Trump Jr. claims that Veselnitskaya provided no actual incriminating information about Clinton, but it’s impossible at this point to know whether this is true, especially given Trump Jr.’s unreliable accounts.
In any case, Wikileaks began dumping a cache of hacked emails from the Democratic National Committee on July 22, a month and a half after the June 9 meeting.  The top U.S. intelligence agencies have all concluded that Kremlin-connected hackers were responsible. On July 24, Trump Jr. appeared on CNN’s State of the Union and said that the suggestion that Russia was trying to hurt Clinton was “disgusting” and “so phony.” On July 27, Donald Trump publicly pleaded with Russia to hack and release Clinton’s personal emails.
The revelation about the meeting with Veselnitskaya is the first concrete evidence of attempts at collusion during the presidential campaign. But it also, crucially, an instance of the scandal reaching into Trump’s family—his closest ring of advisers.

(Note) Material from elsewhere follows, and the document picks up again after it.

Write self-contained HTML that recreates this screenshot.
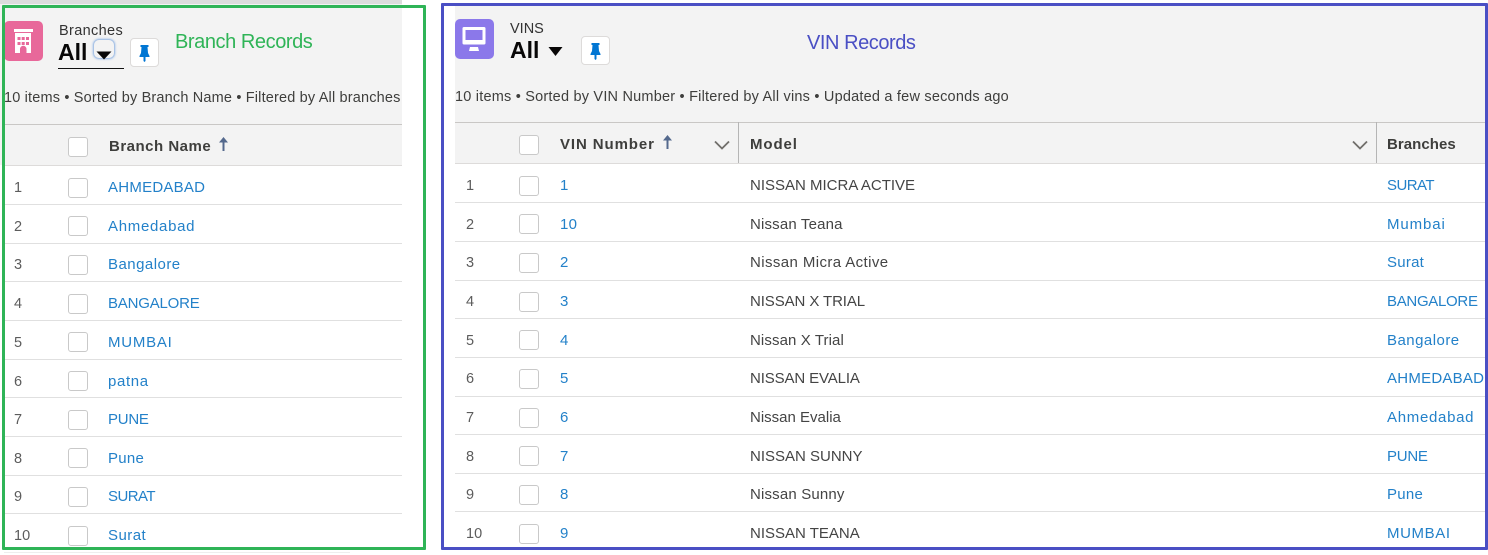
<!DOCTYPE html>
<html><head><meta charset="utf-8"><style>
html,body{margin:0;padding:0;background:#fff}
#p{position:relative;width:1488px;height:555px;overflow:hidden;background:#fff;font-family:"Liberation Sans",sans-serif;font-size:15px;color:#3e3e3c}
#p div,#p svg{position:absolute}
.t{white-space:nowrap;line-height:20px;height:20px}
.n{color:#5c5c5c;font-size:14.5px;margin-top:1px}
.a{color:#2381c9;letter-spacing:.25px;margin-top:1px}
.m{color:#444;letter-spacing:.25px;margin-top:1px}
.h{font-weight:700;font-size:15px;letter-spacing:.3px;color:#3e3e3c;margin-top:1px}
.c{width:18px;height:18px;border:1px solid #c9c9c9;border-radius:3px;background:#fff}
.l{height:1px;background:#e0e0e0}
.p{width:27px;height:27px;border:1px solid #dddbda;border-radius:4px;background:#fff}
</style></head><body><div id="p">
<div style="left:0;top:0;width:402px;height:165px;background:#f3f3f3"></div>
<div style="left:0;top:0;width:402px;height:4px;background:#dcdcdc"></div>
<div style="left:455px;top:5px;width:1030px;height:159px;background:#f3f3f3"></div>

<!-- Left header -->
<div style="left:4px;top:21px;width:39px;height:40px;border-radius:5px;background:#e8689a"></div>
<svg style="left:12px;top:27px" width="24" height="28" viewBox="0 0 24 28"><rect x="2" y="2" width="19" height="3" fill="#fff"/><path d="M3 6H19V26H14.500V22A3 3 0 0 0 8 22V26H3Z" fill="#fff"/><g fill="#e8689a"><rect x="5.500" y="10" width="3" height="3"/><rect x="9.700" y="10" width="3" height="3"/><rect x="14" y="10" width="3" height="3"/><rect x="5.500" y="15" width="3" height="3"/><rect x="9.700" y="15" width="3" height="3"/><rect x="14" y="15" width="3" height="3"/></g></svg>
<div class="t" style="left:59px;top:21px;font-size:14.5px;letter-spacing:.35px;color:#333">Branches</div>
<div class="t" style="left:58px;top:40px;font-size:23px;font-weight:700;color:#080707;line-height:24px;height:24px">All</div>
<div style="left:93px;top:39px;width:20px;height:18px;border:1px solid #a9c3e6;border-radius:6px;box-shadow:0 0 2px #8fb4e6"></div>
<svg style="left:96px;top:51px" width="16" height="9" viewBox="0 0 16 9"><path d="M0.500 0.500H15.500L8 8.500Z" fill="#080707"/></svg>
<div style="left:58px;top:68px;width:66px;height:1px;background:#111"></div>
<div class="p" style="left:130px;top:38px"></div>
<svg style="left:136px;top:44px" width="17" height="19" viewBox="0 0 17 19"><path d="M4.500 1H12.500V3H11.500L12 9L13.500 12V13H9.500V17L8.500 18L7.500 17V13H3.500V12L5 9L5.500 3H4.500Z" fill="#0176d3"/></svg>
<div class="t" style="left:175px;top:30px;font-size:20px;letter-spacing:-.43px;line-height:24px;height:24px;color:#2fb457">Branch Records</div>
<div class="t" style="left:4px;top:88px;font-size:14.5px;letter-spacing:.17px;color:#3e3e3c">10 items • Sorted by Branch Name • Filtered by All branches</div>
<div style="left:4px;top:124px;width:398px;height:1px;background:#c9c7c5"></div>
<div style="left:4px;top:165px;width:398px;height:1px;background:#dddbda"></div>
<div class="c" style="left:68px;top:137px"></div>
<div class="t h" style="left:109px;top:136px;letter-spacing:.5px">Branch Name</div>
<svg style="left:217px;top:136px" width="13" height="16" viewBox="0 0 13 16"><path d="M6.500 1L11 6.500H7.500V15H5.500V6.500H2Z" fill="#54698d"/></svg>

<!-- Left rows -->
<div class="l" style="left:4px;top:204px;width:398px"></div>
<div class="l" style="left:4px;top:243px;width:398px"></div>
<div class="l" style="left:4px;top:281px;width:398px"></div>
<div class="l" style="left:4px;top:320px;width:398px"></div>
<div class="l" style="left:4px;top:359px;width:398px"></div>
<div class="l" style="left:4px;top:397px;width:398px"></div>
<div class="l" style="left:4px;top:436px;width:398px"></div>
<div class="l" style="left:4px;top:475px;width:398px"></div>
<div class="l" style="left:4px;top:513px;width:398px"></div>
<div class="l" style="left:4px;top:552px;width:346px;background:#eee"></div>

<div class="t n" style="left:14px;top:177px">1</div><div class="c" style="left:68px;top:178px"></div><div class="t a" style="left:108px;top:177px">AHMEDABAD</div>
<div class="t n" style="left:14px;top:216px">2</div><div class="c" style="left:68px;top:216px"></div><div class="t a" style="left:108px;top:216px;letter-spacing:.7px">Ahmedabad</div>
<div class="t n" style="left:14px;top:254px">3</div><div class="c" style="left:68px;top:255px"></div><div class="t a" style="left:108px;top:254px;letter-spacing:.47px">Bangalore</div>
<div class="t n" style="left:14px;top:293px">4</div><div class="c" style="left:68px;top:294px"></div><div class="t a" style="left:108px;top:293px;letter-spacing:-.2px">BANGALORE</div>
<div class="t n" style="left:14px;top:332px">5</div><div class="c" style="left:68px;top:332px"></div><div class="t a" style="left:108px;top:332px;letter-spacing:.75px">MUMBAI</div>
<div class="t n" style="left:14px;top:371px">6</div><div class="c" style="left:68px;top:371px"></div><div class="t a" style="left:108px;top:371px;letter-spacing:.65px">patna</div>
<div class="t n" style="left:14px;top:409px">7</div><div class="c" style="left:68px;top:410px"></div><div class="t a" style="left:108px;top:409px;letter-spacing:-.25px">PUNE</div>
<div class="t n" style="left:14px;top:448px">8</div><div class="c" style="left:68px;top:448px"></div><div class="t a" style="left:108px;top:448px">Pune</div>
<div class="t n" style="left:14px;top:486px">9</div><div class="c" style="left:68px;top:487px"></div><div class="t a" style="left:108px;top:486px;letter-spacing:-.55px">SURAT</div>
<div class="t n" style="left:14px;top:525px">10</div><div class="c" style="left:68px;top:526px"></div><div class="t a" style="left:108px;top:525px;letter-spacing:.45px">Surat</div>

<!-- Right header -->
<div style="left:455px;top:19px;width:39px;height:40px;border-radius:5px;background:#8b78ea"></div>
<svg style="left:461px;top:26px" width="27" height="26" viewBox="0 0 27 26"><path d="M3 1H23A1.500 1.500 0 0 1 24.500 2.500V17A1.500 1.500 0 0 1 23 18.500H3A1.500 1.500 0 0 1 1.500 17V2.500A1.500 1.500 0 0 1 3 1ZM4.500 4V14H21.500V4Z" fill="#fff" fill-rule="evenodd"/><path d="M9 21H17L18 25H8Z" fill="#fff"/></svg>
<div class="t" style="left:510px;top:19px;font-size:14.5px;color:#333">VINS</div>
<div class="t" style="left:510px;top:38px;font-size:23px;font-weight:700;color:#080707;line-height:24px;height:24px">All</div>
<svg style="left:548px;top:46px" width="15" height="11" viewBox="0 0 15 11"><path d="M0.500 1H14.500L7.500 10Z" fill="#080707"/></svg>
<div class="p" style="left:581px;top:36px"></div>
<svg style="left:587px;top:42px" width="17" height="19" viewBox="0 0 17 19"><path d="M4.500 1H12.500V3H11.500L12 9L13.500 12V13H9.500V17L8.500 18L7.500 17V13H3.500V12L5 9L5.500 3H4.500Z" fill="#0176d3"/></svg>
<div class="t" style="left:807px;top:31px;font-size:20px;letter-spacing:-.45px;line-height:24px;height:24px;color:#4a4fc4">VIN Records</div>
<div class="t" style="left:455px;top:87px;font-size:14.5px;letter-spacing:.21px;color:#3e3e3c">10 items • Sorted by VIN Number • Filtered by All vins • Updated a few seconds ago</div>
<div style="left:455px;top:122px;width:1030px;height:1px;background:#c9c7c5"></div>
<div style="left:455px;top:163px;width:1030px;height:1px;background:#dddbda"></div>
<div style="left:738px;top:122px;width:1px;height:41px;background:#b5b5b5"></div>
<div style="left:1376px;top:122px;width:1px;height:41px;background:#b5b5b5"></div>
<div class="c" style="left:519px;top:135px"></div>
<div class="t h" style="left:560px;top:134px;letter-spacing:.9px">VIN Number</div>
<svg style="left:661px;top:134px" width="13" height="16" viewBox="0 0 13 16"><path d="M6.500 1L11 6.500H7.500V15H5.500V6.500H2Z" fill="#54698d"/></svg>
<svg style="left:714px;top:140px" width="16" height="10" viewBox="0 0 16 10"><path d="M1 1.500L8 8.500L15 1.500" fill="none" stroke="#706e6b" stroke-width="1.800"/></svg>
<div class="t h" style="left:750px;top:134px;letter-spacing:.9px">Model</div>
<svg style="left:1352px;top:140px" width="16" height="10" viewBox="0 0 16 10"><path d="M1 1.500L8 8.500L15 1.500" fill="none" stroke="#706e6b" stroke-width="1.800"/></svg>
<div class="t h" style="left:1387px;top:134px;letter-spacing:.05px">Branches</div>

<!-- Right rows -->
<div class="l" style="left:455px;top:202px;width:1030px"></div>
<div class="l" style="left:455px;top:241px;width:1030px"></div>
<div class="l" style="left:455px;top:280px;width:1030px"></div>
<div class="l" style="left:455px;top:318px;width:1030px"></div>
<div class="l" style="left:455px;top:357px;width:1030px"></div>
<div class="l" style="left:455px;top:396px;width:1030px"></div>
<div class="l" style="left:455px;top:434px;width:1030px"></div>
<div class="l" style="left:455px;top:473px;width:1030px"></div>
<div class="l" style="left:455px;top:511px;width:1030px"></div>

<div class="t n" style="left:466px;top:175px">1</div><div class="c" style="left:519px;top:176px"></div><div class="t a" style="left:560px;top:175px">1</div><div class="t m" style="left:750px;top:175px;letter-spacing:0">NISSAN MICRA ACTIVE</div><div class="t a" style="left:1387px;top:175px;letter-spacing:-.55px">SURAT</div>
<div class="t n" style="left:466px;top:214px">2</div><div class="c" style="left:519px;top:214px"></div><div class="t a" style="left:560px;top:214px">10</div><div class="t m" style="left:750px;top:214px;letter-spacing:.17px">Nissan Teana</div><div class="t a" style="left:1387px;top:214px;letter-spacing:.9px">Mumbai</div>
<div class="t n" style="left:466px;top:252px">3</div><div class="c" style="left:519px;top:253px"></div><div class="t a" style="left:560px;top:252px">2</div><div class="t m" style="left:750px;top:252px;letter-spacing:.4px">Nissan Micra Active</div><div class="t a" style="left:1387px;top:252px">Surat</div>
<div class="t n" style="left:466px;top:291px">4</div><div class="c" style="left:519px;top:292px"></div><div class="t a" style="left:560px;top:291px">3</div><div class="t m" style="left:750px;top:291px;letter-spacing:-.1px">NISSAN X TRIAL</div><div class="t a" style="left:1387px;top:291px;letter-spacing:-.3px">BANGALORE</div>
<div class="t n" style="left:466px;top:330px">5</div><div class="c" style="left:519px;top:330px"></div><div class="t a" style="left:560px;top:330px">4</div><div class="t m" style="left:750px;top:330px;letter-spacing:.1px">Nissan X Trial</div><div class="t a" style="left:1387px;top:330px;letter-spacing:.47px">Bangalore</div>
<div class="t n" style="left:466px;top:368px">6</div><div class="c" style="left:519px;top:369px"></div><div class="t a" style="left:560px;top:368px">5</div><div class="t m" style="left:750px;top:368px;letter-spacing:-.13px">NISSAN EVALIA</div><div class="t a" style="left:1387px;top:368px">AHMEDABAD</div>
<div class="t n" style="left:466px;top:407px">7</div><div class="c" style="left:519px;top:408px"></div><div class="t a" style="left:560px;top:407px">6</div><div class="t m" style="left:750px;top:407px;letter-spacing:0">Nissan Evalia</div><div class="t a" style="left:1387px;top:407px;letter-spacing:.7px">Ahmedabad</div>
<div class="t n" style="left:466px;top:446px">8</div><div class="c" style="left:519px;top:446px"></div><div class="t a" style="left:560px;top:446px">7</div><div class="t m" style="left:750px;top:446px;letter-spacing:0">NISSAN SUNNY</div><div class="t a" style="left:1387px;top:446px;letter-spacing:-.25px">PUNE</div>
<div class="t n" style="left:466px;top:484px">9</div><div class="c" style="left:519px;top:485px"></div><div class="t a" style="left:560px;top:484px">8</div><div class="t m" style="left:750px;top:484px;letter-spacing:.17px">Nissan Sunny</div><div class="t a" style="left:1387px;top:484px">Pune</div>
<div class="t n" style="left:466px;top:523px">10</div><div class="c" style="left:519px;top:524px"></div><div class="t a" style="left:560px;top:523px">9</div><div class="t m" style="left:750px;top:523px;letter-spacing:0">NISSAN TEANA</div><div class="t a" style="left:1387px;top:523px;letter-spacing:.6px">MUMBAI</div>

<!-- Annotation frames -->
<div style="left:2px;top:5px;width:418px;height:539px;border:3px solid #2fb457;border-radius:1px"></div>
<div style="left:441px;top:3px;width:1041px;height:541px;border:3px solid #4a4fc4;border-radius:1px"></div>
</div></body></html>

The family tie becomes important if Trump Jr.’s second account of his meeting is taken at face value, which is admittedly challenging. He wants the public to believe that he, Kushner, and Manafort met with a Russian who claimed to have damaging information about Trump’s opponent, but did not tell the candidate himself; that this happened even though Trump Jr. and Kushner are close to Trump Sr., and that Trump was at Trump Tower, the site of the meeting, that day, where he lunched with Manafort. In other words, it is difficult to believe that Donald Trump did not learn about the meeting soon after it happened.
The president seems likely to face a difficult choice in the near future. Trump will have to either cut loose family members, including his own son and his son-in-law, a White House senior adviser; or else he will have to take his chances by sticking with them. It is one thing for Trump to distance himself from Manafort (even if it’s laughable to claim, as Sean Spicer did, that the campaign manager “played a very limited role for a very limited amount of time”). For Trump, who values both his status as president and his family, that is a nearly impossible dilemma. Kushner’s financial dealings are already one subject of Special Counsel Robert Mueller’s investigation. The fact that three White House advisers spoke about the Veselnitskaya investigation to the Times suggests some of the president’s associates have few compunctions about throwing his son under the bus.
Trump’s modus operandi throughout his life has been to break rules and then beg forgiveness. . . . The president, a political newcomer, seems to be under the impression that he can do the same in his new line of work. But as I have written before, there’s no option to declare bankruptcy in politics. Nor will Robert Mueller agree to an out-of-court settlement if he decides the president (or his family members) have committed crimes.
The problem for Trump is that this first suggestion of real collusion comes after a mountain of other circumstantial evidence, including the investigations into Kushner and Manafort; Flynn’s duplicity about his meetings; and Sessions’s failure to disclose meetings. It also comes after Trump tried to pressure then-FBI Director James Comey to drop an investigation into Flynn, and then fired Comey, citing the Russia investigation.
This welter of circumstantial evidence, along with the possible weaknesses in the case, are why an independent investigation by Mueller is so important to understanding what happened. Instead of welcoming the inquiry as a chance to clear his name, though, Trump has criticized Mueller and mused about removing him. That, too, raises questions.